Locate the lines that hold the string "TypeScript". Copy every such line.

Front-end source files:
↓

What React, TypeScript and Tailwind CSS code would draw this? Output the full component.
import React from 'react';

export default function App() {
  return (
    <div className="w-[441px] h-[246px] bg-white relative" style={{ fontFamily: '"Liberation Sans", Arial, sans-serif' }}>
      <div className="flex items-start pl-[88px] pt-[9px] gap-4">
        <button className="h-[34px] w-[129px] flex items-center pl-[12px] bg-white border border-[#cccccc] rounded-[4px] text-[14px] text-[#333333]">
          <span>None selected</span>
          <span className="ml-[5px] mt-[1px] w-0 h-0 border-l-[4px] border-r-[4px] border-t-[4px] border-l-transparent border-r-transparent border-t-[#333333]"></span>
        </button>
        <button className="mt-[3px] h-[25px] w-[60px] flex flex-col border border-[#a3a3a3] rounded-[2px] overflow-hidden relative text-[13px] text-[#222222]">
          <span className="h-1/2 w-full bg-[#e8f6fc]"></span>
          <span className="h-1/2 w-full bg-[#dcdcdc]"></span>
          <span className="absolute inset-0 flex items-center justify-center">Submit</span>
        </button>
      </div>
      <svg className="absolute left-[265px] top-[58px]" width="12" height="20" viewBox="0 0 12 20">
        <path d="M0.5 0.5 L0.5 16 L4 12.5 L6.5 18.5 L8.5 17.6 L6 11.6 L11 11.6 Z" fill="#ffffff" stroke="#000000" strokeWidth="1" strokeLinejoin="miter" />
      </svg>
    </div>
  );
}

↑
↓

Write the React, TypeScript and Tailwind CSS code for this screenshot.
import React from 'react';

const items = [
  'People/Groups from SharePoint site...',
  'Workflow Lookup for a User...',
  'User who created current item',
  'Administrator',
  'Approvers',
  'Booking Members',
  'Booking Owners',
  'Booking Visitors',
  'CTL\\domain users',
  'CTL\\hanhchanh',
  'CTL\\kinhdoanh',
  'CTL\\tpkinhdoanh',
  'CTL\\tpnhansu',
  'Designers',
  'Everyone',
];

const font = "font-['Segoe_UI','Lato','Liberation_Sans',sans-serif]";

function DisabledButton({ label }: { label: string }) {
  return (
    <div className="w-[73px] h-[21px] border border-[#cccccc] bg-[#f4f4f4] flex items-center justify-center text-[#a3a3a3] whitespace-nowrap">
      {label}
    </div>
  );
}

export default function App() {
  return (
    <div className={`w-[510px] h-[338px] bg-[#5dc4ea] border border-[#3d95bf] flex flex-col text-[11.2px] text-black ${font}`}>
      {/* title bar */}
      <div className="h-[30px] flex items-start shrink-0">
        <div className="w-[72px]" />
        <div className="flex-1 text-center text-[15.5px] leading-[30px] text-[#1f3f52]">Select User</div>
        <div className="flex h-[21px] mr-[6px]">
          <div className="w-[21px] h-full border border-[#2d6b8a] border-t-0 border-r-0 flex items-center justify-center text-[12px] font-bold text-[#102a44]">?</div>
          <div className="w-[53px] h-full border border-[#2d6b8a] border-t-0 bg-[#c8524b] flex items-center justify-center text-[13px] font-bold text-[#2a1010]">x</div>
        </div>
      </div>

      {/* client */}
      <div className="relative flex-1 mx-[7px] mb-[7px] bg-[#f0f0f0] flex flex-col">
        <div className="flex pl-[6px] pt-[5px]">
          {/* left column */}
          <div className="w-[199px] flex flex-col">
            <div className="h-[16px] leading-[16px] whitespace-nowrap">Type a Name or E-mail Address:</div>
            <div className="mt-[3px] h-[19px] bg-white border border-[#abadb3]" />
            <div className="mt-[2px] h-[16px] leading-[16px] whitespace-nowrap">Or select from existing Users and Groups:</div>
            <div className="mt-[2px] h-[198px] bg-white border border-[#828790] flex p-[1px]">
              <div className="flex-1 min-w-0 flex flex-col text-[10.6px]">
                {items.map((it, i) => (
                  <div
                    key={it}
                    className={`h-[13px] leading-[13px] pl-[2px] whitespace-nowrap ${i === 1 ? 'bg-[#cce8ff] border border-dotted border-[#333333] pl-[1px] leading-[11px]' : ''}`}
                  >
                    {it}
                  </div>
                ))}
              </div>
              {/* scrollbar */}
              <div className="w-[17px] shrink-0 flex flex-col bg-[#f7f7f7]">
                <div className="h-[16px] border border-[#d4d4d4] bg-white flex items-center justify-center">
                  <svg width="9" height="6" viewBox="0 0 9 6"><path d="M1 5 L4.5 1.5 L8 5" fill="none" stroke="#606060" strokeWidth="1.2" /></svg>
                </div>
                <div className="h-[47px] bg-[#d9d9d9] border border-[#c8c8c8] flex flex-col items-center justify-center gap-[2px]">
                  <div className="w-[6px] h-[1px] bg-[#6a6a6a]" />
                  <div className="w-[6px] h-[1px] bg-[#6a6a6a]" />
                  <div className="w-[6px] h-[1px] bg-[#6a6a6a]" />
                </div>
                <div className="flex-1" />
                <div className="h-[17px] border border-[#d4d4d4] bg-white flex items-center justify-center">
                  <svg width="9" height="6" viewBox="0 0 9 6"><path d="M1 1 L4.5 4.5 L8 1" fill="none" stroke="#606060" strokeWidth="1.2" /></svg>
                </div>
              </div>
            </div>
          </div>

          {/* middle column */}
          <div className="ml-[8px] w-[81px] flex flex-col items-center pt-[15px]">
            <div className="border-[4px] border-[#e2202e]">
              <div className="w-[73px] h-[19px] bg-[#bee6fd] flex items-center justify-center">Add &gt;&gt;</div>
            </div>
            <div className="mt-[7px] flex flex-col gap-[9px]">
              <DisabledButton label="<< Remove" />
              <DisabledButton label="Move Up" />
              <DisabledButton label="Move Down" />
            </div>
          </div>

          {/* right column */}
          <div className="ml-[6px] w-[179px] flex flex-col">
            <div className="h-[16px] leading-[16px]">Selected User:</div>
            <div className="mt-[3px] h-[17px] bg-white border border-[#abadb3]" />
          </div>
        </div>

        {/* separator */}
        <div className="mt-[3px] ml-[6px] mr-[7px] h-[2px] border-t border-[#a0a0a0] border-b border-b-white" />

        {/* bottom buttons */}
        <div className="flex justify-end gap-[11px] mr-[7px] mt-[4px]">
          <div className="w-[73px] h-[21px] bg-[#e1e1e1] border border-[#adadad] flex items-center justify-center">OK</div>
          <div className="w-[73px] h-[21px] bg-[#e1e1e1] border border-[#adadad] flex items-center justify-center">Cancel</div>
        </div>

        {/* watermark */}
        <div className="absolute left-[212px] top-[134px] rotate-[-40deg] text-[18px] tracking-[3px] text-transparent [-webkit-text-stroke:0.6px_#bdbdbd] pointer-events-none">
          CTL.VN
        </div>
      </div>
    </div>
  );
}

↑
↓

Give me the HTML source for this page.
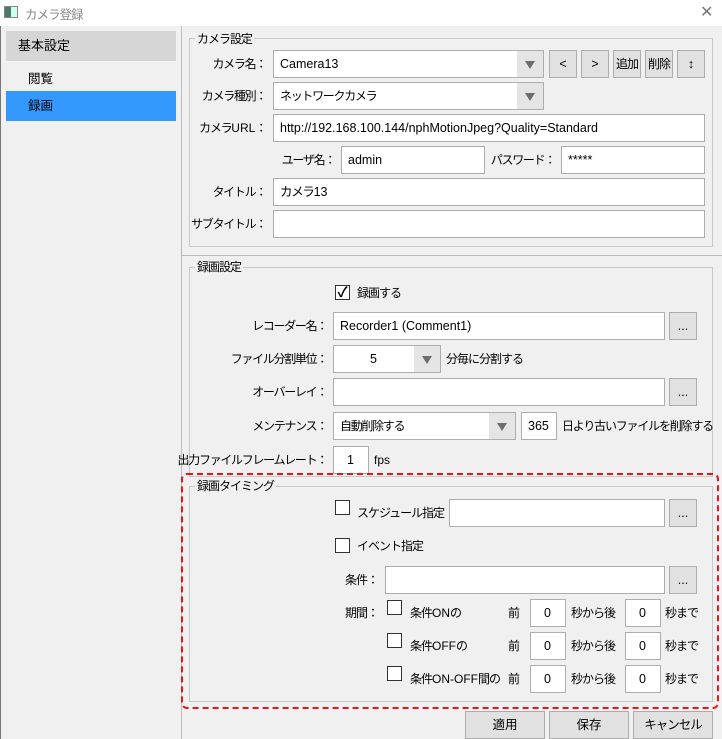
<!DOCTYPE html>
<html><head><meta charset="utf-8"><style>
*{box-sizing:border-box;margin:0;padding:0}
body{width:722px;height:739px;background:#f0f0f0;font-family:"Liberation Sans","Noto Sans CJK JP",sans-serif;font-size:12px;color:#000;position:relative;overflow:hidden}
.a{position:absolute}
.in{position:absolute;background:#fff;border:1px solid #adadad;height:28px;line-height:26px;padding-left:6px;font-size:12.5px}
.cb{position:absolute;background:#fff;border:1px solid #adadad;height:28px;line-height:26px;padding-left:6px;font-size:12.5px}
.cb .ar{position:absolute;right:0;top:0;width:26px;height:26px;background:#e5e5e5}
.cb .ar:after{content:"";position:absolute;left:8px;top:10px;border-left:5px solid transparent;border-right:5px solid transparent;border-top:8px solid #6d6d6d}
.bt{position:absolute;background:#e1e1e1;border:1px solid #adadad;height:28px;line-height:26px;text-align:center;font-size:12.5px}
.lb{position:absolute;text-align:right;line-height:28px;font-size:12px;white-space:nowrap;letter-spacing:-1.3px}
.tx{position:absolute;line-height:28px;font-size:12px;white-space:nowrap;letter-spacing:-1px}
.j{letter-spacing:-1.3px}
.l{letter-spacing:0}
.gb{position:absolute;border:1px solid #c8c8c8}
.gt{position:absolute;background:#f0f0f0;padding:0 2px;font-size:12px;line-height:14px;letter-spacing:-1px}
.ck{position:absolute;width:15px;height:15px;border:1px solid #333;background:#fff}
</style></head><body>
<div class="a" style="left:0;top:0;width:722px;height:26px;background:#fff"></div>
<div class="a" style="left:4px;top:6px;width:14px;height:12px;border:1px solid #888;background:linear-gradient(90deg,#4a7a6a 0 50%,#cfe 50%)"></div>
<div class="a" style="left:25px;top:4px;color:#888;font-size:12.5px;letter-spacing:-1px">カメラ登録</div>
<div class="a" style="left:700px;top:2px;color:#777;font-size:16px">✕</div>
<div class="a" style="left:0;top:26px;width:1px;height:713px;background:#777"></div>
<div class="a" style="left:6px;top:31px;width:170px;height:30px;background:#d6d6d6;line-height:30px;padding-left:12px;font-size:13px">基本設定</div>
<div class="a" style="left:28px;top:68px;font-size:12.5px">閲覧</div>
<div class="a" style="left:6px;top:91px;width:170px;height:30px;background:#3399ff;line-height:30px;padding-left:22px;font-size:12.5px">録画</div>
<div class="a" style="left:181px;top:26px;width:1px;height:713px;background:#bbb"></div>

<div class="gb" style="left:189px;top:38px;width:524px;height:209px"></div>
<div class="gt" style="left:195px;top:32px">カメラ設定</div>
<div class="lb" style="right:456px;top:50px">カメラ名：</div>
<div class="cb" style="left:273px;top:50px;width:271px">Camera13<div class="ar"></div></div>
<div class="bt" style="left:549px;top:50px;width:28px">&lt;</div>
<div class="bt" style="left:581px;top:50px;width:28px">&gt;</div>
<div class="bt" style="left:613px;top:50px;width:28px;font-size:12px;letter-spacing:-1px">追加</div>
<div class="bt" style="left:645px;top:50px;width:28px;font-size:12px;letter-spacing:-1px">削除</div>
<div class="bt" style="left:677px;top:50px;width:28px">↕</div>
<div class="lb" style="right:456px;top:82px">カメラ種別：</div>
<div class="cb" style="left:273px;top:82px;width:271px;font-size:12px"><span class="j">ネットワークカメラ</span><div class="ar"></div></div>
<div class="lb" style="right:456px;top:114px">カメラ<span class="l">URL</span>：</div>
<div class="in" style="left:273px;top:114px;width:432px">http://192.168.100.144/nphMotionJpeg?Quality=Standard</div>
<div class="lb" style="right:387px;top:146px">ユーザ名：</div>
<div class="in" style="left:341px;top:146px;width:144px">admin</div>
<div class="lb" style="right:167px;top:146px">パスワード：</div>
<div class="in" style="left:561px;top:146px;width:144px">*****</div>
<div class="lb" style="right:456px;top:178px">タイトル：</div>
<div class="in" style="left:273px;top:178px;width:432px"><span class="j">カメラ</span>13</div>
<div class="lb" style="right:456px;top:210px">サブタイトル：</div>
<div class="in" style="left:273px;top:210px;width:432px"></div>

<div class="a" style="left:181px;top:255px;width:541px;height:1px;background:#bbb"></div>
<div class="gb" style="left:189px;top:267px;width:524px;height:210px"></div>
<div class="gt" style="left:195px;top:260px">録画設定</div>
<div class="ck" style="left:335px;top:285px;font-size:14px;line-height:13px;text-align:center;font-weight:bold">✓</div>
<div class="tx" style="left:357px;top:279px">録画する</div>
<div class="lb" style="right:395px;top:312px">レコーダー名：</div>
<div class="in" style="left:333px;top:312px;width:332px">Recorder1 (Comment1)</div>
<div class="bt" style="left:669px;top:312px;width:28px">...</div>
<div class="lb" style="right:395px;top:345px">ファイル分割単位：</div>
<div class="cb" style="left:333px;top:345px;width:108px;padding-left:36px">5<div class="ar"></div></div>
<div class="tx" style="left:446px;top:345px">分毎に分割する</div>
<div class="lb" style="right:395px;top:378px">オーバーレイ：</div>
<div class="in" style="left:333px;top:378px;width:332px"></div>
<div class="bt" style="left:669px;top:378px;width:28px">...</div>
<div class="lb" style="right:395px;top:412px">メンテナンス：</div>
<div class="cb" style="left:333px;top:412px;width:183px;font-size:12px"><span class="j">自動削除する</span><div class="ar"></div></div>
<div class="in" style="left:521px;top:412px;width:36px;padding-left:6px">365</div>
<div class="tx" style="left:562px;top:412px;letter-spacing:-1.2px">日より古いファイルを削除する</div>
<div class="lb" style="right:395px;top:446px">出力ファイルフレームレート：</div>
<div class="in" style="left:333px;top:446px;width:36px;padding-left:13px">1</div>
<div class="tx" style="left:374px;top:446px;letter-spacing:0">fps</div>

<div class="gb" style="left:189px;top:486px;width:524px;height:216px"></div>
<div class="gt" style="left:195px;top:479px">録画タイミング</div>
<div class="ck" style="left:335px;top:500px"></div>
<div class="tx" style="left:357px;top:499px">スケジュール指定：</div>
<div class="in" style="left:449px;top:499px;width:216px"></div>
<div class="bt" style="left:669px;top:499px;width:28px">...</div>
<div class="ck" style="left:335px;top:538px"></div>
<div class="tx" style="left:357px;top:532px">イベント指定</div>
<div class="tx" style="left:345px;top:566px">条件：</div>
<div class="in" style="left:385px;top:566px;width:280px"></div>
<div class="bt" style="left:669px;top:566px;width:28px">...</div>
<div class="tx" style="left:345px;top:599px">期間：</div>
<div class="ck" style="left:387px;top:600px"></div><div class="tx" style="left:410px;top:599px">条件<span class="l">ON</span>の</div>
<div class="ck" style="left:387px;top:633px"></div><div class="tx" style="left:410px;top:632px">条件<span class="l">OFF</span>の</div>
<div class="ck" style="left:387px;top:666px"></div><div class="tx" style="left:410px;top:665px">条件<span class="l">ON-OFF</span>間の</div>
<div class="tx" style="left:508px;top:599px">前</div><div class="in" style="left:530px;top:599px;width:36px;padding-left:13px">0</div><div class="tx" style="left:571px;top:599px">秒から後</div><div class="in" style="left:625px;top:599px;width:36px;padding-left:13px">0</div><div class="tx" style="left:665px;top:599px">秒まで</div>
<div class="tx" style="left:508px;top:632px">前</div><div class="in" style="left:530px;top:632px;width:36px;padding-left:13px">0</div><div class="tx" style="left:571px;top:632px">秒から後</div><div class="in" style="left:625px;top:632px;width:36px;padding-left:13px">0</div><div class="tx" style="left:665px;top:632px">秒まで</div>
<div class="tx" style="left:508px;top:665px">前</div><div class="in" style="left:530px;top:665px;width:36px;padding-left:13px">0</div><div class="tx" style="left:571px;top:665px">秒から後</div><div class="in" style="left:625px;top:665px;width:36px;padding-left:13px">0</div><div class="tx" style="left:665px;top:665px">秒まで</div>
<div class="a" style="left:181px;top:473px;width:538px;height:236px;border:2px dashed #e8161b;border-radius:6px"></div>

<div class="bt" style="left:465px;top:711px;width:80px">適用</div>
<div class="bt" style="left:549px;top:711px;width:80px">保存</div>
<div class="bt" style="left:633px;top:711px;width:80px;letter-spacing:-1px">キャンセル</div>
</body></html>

↑

Solution for this exercise:
What React, TypeScript and Tailwind CSS code would draw this? Output the full component.
Write the React, TypeScript and Tailwind CSS code for this screenshot.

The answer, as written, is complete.